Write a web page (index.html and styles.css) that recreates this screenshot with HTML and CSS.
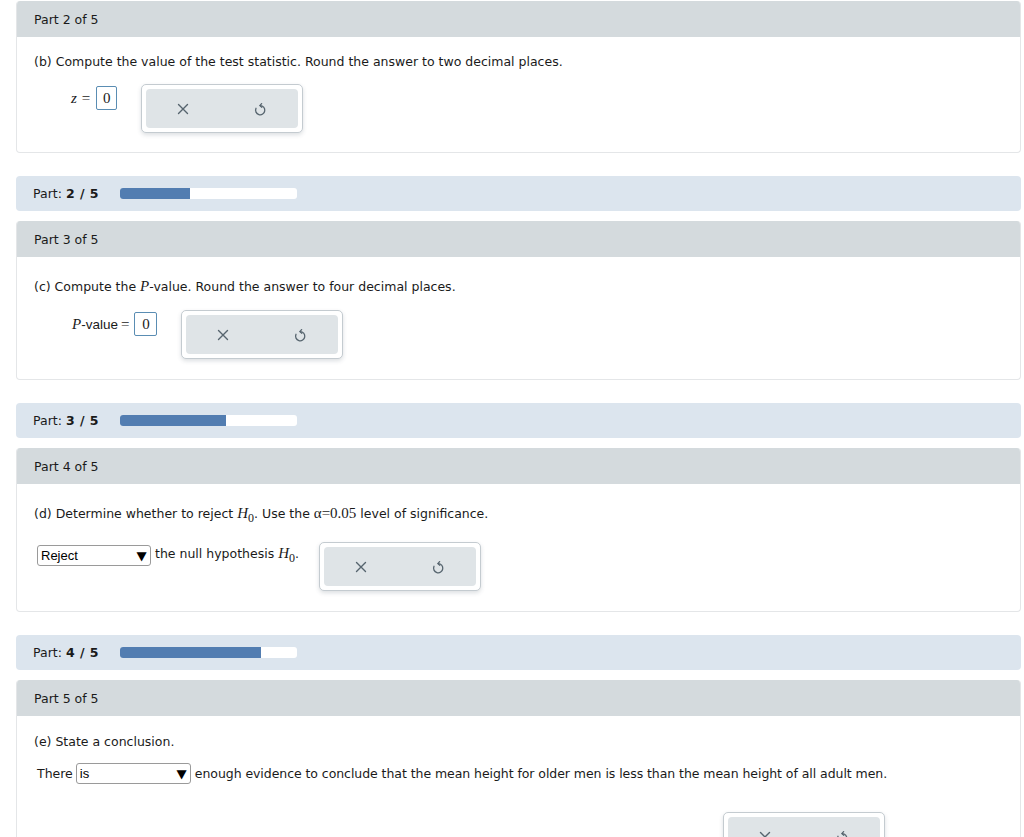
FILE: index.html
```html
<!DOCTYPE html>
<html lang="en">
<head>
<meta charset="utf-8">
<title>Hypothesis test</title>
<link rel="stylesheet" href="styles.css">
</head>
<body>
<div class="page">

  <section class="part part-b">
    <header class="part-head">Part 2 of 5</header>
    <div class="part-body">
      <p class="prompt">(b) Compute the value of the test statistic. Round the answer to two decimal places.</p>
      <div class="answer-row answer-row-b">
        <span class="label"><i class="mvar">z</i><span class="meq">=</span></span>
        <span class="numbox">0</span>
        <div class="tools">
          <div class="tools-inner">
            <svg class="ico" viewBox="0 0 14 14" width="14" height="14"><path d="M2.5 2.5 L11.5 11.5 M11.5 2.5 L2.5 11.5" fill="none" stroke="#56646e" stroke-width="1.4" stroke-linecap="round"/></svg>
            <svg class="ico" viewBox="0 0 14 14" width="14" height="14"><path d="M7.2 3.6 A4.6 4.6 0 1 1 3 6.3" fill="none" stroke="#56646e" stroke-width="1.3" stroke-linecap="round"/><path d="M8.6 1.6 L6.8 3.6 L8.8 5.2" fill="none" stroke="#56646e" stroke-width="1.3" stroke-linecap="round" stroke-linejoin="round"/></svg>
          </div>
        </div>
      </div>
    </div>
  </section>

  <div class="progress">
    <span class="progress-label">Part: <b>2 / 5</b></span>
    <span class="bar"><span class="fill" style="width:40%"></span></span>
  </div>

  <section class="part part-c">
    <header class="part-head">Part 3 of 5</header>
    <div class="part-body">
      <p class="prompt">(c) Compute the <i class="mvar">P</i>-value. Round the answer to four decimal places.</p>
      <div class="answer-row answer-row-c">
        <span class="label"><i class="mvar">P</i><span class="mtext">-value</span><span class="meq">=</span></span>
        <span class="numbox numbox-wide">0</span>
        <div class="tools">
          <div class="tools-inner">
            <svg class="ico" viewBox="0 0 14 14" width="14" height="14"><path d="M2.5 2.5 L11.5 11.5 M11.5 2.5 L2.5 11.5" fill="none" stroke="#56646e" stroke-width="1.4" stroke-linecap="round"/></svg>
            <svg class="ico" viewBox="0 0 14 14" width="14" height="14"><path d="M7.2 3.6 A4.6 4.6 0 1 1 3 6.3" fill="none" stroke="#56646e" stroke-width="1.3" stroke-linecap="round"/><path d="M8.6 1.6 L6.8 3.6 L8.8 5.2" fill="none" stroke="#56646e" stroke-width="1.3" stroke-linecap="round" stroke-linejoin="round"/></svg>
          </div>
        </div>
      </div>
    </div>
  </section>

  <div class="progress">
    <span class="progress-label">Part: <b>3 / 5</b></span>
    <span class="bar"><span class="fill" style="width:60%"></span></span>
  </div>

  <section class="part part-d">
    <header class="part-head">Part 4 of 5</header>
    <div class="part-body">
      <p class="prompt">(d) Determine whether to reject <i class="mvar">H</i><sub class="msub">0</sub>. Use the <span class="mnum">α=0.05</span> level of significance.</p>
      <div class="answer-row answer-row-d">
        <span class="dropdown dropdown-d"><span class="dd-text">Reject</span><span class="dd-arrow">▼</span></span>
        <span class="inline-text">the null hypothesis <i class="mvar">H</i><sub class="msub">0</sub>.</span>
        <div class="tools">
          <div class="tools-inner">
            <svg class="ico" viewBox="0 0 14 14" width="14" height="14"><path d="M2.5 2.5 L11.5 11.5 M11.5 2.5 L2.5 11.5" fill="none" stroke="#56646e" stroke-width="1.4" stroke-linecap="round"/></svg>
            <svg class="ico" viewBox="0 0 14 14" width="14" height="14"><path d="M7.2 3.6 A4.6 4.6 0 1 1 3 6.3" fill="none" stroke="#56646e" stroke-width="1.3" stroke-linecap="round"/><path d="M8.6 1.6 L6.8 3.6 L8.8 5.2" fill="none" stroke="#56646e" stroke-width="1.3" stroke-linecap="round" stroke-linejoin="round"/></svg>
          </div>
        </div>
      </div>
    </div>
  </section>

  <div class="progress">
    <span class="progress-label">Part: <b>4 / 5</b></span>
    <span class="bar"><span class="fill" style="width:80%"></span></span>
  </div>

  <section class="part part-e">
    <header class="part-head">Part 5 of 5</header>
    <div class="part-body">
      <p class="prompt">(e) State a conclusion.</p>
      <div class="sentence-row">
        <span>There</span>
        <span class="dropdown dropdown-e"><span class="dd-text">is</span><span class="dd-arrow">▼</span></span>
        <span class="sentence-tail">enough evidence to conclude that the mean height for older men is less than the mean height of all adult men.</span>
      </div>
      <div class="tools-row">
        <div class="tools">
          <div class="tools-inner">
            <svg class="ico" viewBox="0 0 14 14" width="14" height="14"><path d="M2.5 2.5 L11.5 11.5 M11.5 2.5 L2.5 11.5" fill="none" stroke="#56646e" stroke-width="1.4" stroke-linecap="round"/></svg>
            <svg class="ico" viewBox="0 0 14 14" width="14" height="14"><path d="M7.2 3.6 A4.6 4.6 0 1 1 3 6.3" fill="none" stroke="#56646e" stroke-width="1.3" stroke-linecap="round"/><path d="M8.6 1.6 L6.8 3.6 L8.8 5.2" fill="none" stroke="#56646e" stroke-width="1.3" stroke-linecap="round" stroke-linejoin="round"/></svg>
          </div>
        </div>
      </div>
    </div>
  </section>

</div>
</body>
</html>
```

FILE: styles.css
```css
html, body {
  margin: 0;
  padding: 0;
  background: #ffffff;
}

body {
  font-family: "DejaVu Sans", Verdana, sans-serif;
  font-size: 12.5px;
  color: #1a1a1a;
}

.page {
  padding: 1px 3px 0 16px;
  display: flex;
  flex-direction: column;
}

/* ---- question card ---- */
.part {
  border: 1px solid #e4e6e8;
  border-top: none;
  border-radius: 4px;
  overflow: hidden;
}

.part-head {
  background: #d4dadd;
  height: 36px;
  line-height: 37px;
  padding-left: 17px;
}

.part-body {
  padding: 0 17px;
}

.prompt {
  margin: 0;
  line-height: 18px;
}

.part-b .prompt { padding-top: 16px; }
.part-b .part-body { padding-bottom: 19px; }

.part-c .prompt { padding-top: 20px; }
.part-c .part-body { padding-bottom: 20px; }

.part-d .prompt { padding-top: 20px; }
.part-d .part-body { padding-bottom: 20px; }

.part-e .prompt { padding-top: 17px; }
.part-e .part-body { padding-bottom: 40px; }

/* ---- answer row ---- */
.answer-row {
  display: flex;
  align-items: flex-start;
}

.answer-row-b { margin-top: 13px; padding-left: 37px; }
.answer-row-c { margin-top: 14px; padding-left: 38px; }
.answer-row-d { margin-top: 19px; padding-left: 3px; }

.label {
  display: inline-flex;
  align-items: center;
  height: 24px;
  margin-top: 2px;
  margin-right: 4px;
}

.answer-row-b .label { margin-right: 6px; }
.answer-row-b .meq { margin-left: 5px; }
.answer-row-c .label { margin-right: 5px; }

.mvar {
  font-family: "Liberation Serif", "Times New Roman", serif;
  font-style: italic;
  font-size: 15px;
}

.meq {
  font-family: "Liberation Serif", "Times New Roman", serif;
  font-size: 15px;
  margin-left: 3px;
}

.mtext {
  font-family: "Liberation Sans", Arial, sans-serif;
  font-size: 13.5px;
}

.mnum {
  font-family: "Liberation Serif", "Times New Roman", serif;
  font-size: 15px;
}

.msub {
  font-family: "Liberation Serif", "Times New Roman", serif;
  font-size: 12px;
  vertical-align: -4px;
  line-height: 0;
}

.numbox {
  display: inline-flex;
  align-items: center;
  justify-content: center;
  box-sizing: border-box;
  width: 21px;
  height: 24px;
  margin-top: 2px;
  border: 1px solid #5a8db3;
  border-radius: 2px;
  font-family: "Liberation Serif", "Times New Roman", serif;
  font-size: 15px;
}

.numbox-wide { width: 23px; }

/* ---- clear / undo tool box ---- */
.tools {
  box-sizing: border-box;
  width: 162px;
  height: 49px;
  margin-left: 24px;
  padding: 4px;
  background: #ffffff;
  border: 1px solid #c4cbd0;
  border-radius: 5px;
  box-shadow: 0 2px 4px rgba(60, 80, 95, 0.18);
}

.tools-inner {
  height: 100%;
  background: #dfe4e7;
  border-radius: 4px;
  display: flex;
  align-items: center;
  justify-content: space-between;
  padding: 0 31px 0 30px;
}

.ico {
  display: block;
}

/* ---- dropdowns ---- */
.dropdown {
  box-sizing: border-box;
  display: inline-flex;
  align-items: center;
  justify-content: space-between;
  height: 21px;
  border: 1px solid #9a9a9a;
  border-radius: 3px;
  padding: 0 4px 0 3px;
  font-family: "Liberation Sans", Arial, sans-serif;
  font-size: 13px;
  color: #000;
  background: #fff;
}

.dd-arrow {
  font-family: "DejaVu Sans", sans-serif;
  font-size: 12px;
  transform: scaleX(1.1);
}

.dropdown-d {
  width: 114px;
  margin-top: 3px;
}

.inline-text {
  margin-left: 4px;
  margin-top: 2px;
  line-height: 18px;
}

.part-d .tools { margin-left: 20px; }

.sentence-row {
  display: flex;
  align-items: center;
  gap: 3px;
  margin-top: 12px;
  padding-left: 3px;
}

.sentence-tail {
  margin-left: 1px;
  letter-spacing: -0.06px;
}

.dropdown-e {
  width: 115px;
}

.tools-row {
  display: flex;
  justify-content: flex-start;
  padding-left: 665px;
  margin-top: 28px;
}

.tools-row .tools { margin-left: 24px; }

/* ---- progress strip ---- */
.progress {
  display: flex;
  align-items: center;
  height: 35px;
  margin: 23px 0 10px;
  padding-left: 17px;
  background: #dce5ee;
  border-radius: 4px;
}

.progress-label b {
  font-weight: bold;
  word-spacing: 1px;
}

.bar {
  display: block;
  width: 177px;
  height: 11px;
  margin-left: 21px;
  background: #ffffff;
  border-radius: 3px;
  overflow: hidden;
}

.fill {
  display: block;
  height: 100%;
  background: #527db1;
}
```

## [WHAT IS EXPECTED]
Copy out every line from the material above in which the word "styles" appears.

## [ANSWER FOR THE TASK]
Write a web page (index.html and styles.css) that recreates this screenshot with HTML and CSS.
<link rel="stylesheet" href="styles.css">
FILE: styles.css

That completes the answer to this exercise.